Task statement
Return the count of lines with the string "components" in them, and nothing else.

<<<<

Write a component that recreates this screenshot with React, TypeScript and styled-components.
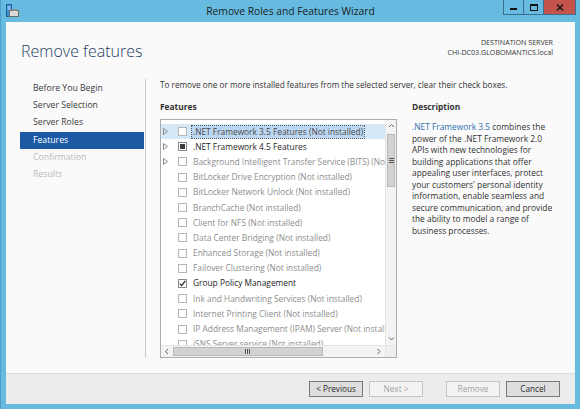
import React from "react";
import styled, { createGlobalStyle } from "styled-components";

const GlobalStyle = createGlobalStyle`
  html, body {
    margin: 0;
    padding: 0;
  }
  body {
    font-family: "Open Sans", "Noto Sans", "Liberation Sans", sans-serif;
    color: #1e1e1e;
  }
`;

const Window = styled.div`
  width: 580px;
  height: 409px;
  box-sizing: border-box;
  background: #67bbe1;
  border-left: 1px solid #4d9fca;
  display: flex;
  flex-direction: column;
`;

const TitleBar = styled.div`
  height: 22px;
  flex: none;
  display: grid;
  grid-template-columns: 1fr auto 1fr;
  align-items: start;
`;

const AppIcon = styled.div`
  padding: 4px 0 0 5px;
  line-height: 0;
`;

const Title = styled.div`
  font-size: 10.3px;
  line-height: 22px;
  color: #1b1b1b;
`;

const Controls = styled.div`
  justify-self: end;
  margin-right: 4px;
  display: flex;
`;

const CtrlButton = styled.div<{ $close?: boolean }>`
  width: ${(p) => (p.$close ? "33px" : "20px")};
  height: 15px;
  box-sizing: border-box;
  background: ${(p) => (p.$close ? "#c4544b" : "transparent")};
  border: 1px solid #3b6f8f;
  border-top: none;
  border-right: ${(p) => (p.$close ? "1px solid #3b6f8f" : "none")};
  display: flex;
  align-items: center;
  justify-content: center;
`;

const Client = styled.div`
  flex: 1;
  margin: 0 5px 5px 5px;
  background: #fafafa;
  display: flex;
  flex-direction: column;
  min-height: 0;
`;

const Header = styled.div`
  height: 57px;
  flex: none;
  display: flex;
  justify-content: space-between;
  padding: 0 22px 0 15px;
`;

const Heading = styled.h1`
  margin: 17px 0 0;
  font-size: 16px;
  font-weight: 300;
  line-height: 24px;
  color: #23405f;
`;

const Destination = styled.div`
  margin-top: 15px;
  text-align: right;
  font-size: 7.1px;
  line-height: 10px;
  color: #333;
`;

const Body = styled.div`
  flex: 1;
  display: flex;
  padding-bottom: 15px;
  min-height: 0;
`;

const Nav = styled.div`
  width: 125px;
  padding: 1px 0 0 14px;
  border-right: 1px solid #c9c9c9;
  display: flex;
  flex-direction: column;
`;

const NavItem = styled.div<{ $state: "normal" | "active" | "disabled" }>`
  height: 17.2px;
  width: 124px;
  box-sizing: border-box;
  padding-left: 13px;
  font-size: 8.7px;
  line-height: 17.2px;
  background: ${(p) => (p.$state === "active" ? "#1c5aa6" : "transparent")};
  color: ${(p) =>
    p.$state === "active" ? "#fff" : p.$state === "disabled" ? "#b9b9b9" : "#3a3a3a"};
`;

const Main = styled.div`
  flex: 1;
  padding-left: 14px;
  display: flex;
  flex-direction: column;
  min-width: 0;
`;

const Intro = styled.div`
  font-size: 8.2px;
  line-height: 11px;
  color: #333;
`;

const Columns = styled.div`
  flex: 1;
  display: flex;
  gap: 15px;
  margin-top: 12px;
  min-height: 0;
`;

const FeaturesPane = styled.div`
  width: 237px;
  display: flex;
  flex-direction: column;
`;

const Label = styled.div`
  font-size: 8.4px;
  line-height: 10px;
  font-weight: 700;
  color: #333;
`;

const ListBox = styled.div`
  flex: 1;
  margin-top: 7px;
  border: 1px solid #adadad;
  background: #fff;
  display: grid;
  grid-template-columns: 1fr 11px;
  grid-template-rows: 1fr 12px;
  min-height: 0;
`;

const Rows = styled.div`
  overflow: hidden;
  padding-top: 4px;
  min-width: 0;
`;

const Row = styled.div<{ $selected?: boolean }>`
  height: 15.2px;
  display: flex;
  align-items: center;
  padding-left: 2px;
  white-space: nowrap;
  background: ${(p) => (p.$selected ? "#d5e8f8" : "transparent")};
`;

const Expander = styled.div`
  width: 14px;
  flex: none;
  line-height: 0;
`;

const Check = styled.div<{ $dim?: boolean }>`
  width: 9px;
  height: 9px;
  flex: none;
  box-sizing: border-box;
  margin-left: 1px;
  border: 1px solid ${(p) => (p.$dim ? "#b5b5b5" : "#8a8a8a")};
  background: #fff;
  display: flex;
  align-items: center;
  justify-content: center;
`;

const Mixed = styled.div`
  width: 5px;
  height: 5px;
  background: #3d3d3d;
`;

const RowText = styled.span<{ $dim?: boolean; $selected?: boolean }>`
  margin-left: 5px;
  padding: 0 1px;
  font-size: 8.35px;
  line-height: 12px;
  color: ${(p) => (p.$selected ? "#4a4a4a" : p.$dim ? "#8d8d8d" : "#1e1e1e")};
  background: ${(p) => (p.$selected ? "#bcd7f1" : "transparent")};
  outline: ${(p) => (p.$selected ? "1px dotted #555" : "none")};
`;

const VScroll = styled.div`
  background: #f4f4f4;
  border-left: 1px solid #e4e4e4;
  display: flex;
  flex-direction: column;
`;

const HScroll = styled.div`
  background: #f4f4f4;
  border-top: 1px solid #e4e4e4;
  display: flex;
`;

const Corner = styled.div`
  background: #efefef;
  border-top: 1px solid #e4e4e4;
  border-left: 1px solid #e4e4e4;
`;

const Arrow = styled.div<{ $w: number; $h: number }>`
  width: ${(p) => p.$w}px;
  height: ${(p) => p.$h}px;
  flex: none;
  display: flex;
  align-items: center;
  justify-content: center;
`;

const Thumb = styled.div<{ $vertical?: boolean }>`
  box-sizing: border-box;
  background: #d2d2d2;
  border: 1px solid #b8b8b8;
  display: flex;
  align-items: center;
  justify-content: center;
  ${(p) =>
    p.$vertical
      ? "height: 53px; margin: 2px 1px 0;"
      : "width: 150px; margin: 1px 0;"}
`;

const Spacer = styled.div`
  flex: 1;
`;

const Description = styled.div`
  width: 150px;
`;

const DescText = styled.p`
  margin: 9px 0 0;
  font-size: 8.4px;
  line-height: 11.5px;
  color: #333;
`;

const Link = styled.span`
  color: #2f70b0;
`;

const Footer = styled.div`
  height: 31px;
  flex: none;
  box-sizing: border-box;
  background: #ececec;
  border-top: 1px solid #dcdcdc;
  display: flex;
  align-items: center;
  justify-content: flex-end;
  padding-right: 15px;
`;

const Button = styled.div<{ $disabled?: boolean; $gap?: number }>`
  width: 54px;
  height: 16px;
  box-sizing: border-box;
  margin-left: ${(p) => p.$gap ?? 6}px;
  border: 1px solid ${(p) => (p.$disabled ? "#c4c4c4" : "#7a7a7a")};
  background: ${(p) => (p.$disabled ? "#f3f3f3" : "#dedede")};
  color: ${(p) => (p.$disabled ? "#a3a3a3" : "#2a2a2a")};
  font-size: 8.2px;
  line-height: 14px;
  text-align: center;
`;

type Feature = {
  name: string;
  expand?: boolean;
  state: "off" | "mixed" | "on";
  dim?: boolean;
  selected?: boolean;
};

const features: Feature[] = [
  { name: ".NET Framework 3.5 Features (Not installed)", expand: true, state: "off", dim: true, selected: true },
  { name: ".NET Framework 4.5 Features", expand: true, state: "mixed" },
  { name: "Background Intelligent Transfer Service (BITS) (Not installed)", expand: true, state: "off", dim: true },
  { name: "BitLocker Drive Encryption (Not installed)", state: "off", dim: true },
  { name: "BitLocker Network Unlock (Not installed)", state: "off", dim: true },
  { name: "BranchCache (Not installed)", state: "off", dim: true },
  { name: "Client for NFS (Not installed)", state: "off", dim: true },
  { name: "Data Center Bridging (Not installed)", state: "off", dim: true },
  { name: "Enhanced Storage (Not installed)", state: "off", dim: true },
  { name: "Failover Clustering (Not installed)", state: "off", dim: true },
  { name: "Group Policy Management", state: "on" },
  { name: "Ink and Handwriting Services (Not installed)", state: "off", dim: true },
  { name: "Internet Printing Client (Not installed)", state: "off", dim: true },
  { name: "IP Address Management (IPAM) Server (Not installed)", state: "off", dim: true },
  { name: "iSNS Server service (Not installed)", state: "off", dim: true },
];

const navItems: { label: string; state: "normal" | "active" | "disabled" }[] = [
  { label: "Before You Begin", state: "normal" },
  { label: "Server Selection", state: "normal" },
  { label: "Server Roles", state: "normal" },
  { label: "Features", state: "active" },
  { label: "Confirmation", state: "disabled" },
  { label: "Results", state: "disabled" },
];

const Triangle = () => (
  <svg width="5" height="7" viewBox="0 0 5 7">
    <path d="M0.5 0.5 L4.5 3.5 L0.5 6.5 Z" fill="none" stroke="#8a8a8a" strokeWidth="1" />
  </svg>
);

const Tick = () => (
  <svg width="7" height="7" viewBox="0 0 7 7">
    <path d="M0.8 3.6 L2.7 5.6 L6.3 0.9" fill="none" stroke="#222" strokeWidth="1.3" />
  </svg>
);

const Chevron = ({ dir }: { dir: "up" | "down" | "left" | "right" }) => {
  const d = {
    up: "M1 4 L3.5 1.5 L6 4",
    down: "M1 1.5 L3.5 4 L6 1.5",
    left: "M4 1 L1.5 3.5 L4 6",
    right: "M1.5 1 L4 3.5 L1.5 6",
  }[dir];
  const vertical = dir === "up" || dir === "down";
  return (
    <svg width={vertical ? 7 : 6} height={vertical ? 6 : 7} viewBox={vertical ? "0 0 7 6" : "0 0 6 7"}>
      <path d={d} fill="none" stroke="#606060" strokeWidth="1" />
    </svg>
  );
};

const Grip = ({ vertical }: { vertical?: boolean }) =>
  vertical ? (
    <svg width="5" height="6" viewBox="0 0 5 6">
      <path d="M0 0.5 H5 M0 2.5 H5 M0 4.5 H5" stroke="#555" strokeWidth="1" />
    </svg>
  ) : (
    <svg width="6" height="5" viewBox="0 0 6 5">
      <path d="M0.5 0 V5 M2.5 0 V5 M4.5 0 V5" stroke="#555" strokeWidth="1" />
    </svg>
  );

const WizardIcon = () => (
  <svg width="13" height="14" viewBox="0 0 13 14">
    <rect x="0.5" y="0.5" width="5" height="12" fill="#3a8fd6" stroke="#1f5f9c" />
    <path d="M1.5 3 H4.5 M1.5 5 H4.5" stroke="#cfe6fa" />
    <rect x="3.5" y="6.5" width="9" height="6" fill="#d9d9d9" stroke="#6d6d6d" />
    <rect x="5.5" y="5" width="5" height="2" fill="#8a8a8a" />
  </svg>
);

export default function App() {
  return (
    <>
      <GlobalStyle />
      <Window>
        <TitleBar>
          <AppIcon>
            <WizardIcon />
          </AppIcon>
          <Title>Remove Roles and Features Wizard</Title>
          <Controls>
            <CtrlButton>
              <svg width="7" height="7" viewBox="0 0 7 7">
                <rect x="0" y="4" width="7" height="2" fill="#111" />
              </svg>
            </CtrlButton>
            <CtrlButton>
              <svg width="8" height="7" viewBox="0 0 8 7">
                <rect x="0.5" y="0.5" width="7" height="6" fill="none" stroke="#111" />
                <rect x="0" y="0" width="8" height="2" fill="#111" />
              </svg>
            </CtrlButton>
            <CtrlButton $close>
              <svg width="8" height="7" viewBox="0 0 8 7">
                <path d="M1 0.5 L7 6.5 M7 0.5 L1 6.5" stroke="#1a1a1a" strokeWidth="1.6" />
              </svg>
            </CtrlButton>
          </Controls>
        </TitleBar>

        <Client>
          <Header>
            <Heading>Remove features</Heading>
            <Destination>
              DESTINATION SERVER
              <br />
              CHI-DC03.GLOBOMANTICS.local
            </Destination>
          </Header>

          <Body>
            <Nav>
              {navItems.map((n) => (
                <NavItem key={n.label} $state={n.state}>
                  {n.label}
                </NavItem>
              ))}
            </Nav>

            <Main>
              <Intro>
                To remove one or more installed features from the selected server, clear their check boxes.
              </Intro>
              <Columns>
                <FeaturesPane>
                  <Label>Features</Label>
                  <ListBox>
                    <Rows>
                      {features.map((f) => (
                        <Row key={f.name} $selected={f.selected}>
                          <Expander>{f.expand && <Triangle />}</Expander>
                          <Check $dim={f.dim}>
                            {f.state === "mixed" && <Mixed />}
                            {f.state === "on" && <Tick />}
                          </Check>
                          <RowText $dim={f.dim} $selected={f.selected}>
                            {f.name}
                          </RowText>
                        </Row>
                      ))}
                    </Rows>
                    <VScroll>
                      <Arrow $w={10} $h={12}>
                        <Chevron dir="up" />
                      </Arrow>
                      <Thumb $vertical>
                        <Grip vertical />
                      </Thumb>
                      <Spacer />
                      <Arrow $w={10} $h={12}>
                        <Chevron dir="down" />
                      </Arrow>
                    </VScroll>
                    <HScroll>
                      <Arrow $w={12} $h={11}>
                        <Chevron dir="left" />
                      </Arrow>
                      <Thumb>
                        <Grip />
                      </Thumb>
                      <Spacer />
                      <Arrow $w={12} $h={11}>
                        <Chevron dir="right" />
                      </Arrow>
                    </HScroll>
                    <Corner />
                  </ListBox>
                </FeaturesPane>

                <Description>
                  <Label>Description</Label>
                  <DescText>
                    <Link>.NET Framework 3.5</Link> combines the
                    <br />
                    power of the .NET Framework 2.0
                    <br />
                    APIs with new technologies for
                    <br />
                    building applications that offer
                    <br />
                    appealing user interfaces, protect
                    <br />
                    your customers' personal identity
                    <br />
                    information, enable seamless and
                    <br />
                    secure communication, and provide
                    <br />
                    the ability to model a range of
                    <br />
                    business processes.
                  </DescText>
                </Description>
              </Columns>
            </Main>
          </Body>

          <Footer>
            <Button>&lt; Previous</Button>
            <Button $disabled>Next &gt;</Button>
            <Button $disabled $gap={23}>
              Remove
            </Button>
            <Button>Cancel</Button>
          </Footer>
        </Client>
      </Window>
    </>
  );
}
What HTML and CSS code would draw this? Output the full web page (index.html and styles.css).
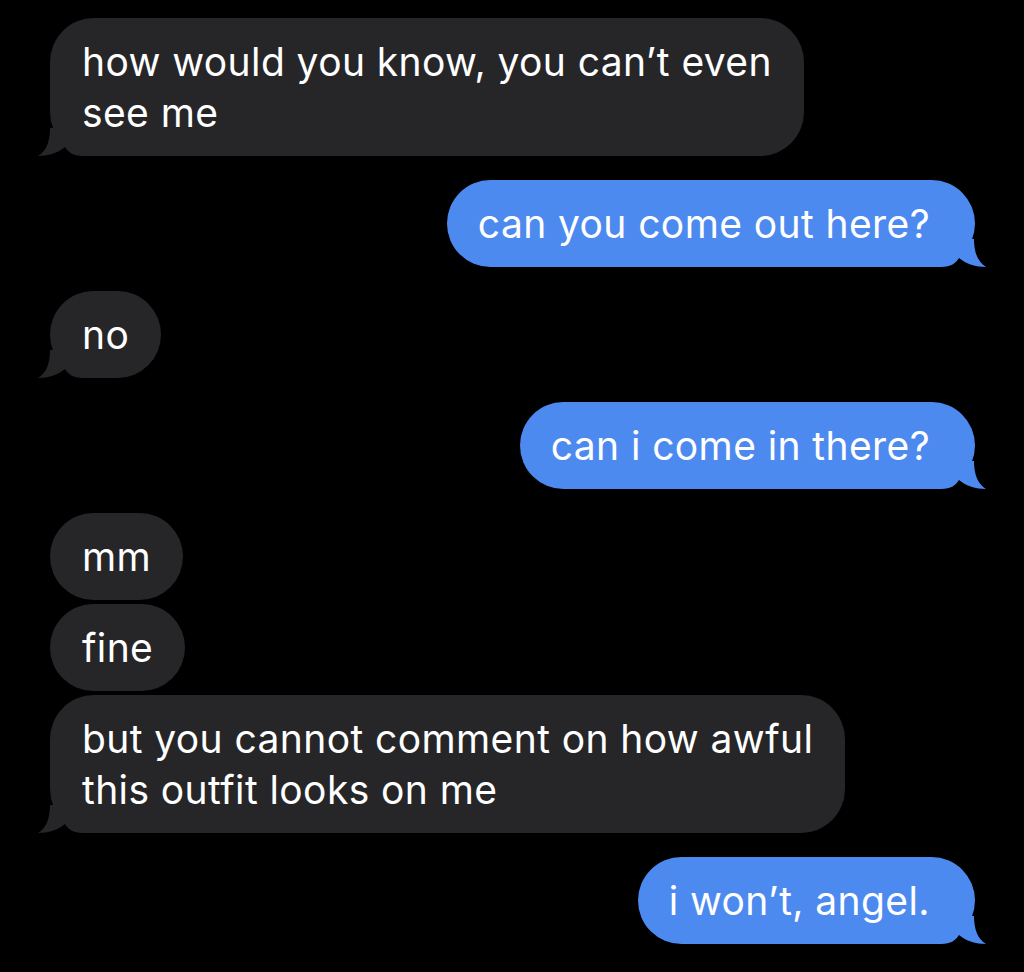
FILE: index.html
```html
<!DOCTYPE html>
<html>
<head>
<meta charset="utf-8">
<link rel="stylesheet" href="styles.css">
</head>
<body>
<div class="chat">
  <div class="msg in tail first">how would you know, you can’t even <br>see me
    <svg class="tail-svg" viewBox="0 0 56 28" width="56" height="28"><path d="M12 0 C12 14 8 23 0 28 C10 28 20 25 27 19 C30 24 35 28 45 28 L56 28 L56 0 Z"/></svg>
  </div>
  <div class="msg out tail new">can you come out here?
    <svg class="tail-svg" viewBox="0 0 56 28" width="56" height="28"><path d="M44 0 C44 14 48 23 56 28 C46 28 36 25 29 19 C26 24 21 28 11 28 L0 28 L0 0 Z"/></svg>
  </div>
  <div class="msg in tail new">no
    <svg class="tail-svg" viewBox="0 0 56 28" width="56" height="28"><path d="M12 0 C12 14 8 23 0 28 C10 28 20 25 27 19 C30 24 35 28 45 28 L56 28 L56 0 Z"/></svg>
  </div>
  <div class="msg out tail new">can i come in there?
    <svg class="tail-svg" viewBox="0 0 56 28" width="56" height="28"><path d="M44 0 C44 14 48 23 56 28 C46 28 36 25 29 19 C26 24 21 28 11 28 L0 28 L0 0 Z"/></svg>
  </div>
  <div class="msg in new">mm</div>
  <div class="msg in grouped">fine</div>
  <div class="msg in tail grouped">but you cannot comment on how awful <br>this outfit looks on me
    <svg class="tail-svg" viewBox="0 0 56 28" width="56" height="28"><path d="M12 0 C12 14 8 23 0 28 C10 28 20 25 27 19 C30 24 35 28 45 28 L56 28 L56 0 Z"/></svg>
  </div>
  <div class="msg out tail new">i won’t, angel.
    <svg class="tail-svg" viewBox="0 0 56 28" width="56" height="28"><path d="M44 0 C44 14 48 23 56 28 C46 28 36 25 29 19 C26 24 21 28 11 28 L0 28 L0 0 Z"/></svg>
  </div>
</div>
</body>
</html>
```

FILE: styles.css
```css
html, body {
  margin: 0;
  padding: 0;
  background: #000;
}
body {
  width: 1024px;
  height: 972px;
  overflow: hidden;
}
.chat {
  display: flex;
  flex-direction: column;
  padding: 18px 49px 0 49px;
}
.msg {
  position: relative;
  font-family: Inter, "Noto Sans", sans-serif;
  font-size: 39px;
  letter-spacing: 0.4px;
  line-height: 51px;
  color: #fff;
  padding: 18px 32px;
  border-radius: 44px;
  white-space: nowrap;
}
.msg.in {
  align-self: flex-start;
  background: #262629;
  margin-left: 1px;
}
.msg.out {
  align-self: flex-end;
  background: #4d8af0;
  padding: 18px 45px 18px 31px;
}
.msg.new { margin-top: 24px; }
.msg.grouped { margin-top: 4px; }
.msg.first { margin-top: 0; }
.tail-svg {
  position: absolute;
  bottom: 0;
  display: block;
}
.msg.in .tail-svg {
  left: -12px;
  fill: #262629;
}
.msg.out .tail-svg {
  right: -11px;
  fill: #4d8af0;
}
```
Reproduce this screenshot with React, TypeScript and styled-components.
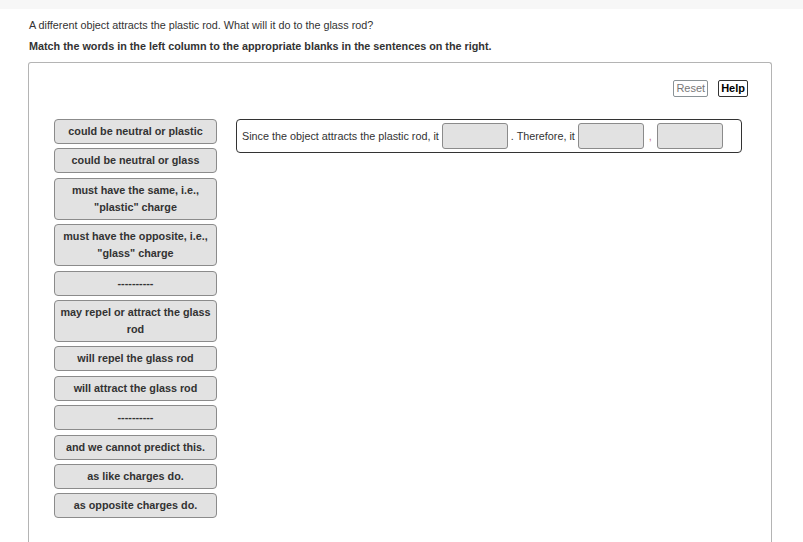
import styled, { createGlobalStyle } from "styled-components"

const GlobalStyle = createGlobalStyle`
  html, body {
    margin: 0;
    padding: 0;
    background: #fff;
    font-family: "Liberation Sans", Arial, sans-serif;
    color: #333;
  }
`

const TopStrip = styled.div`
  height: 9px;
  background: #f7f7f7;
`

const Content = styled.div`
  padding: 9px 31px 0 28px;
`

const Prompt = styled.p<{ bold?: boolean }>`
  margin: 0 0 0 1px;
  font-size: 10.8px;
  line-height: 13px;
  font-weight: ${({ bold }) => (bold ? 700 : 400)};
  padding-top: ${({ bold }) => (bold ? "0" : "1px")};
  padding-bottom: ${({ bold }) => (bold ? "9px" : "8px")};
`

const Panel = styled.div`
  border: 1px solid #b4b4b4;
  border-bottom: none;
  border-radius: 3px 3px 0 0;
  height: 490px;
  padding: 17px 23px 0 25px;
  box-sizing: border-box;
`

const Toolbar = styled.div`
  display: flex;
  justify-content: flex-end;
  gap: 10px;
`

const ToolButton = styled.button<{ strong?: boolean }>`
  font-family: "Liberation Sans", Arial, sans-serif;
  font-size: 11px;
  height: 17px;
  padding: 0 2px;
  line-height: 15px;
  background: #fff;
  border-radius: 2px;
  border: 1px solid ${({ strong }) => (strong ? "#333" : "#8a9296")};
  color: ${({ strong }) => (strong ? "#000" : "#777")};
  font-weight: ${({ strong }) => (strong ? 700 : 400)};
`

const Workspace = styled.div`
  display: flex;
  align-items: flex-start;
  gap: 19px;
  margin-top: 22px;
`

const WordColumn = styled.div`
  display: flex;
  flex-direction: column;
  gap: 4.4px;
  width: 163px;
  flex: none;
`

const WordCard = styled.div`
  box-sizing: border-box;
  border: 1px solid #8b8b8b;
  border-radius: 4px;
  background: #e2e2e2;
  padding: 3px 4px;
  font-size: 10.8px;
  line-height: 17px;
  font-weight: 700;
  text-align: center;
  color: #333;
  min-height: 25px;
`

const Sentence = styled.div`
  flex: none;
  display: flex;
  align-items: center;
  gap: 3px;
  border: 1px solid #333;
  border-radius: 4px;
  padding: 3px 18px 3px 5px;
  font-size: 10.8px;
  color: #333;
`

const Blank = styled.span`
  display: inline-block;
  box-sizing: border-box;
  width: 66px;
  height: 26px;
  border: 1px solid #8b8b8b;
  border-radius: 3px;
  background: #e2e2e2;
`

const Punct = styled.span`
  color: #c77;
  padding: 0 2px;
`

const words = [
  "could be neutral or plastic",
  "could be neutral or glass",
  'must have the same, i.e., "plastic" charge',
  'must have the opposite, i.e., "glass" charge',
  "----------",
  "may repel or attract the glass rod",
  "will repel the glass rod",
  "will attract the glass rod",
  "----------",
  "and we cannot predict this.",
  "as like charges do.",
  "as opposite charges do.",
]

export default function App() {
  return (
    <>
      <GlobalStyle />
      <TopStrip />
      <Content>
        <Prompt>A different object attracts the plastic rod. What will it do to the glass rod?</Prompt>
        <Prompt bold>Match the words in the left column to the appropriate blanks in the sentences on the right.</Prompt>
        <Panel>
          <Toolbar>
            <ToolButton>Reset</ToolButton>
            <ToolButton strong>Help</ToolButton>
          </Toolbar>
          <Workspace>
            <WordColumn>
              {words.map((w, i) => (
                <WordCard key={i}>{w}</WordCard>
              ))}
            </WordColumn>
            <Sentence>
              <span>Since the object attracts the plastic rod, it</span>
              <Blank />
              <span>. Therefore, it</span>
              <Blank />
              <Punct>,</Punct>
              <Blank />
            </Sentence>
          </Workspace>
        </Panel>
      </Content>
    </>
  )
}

>>>>

Answer to this problem
4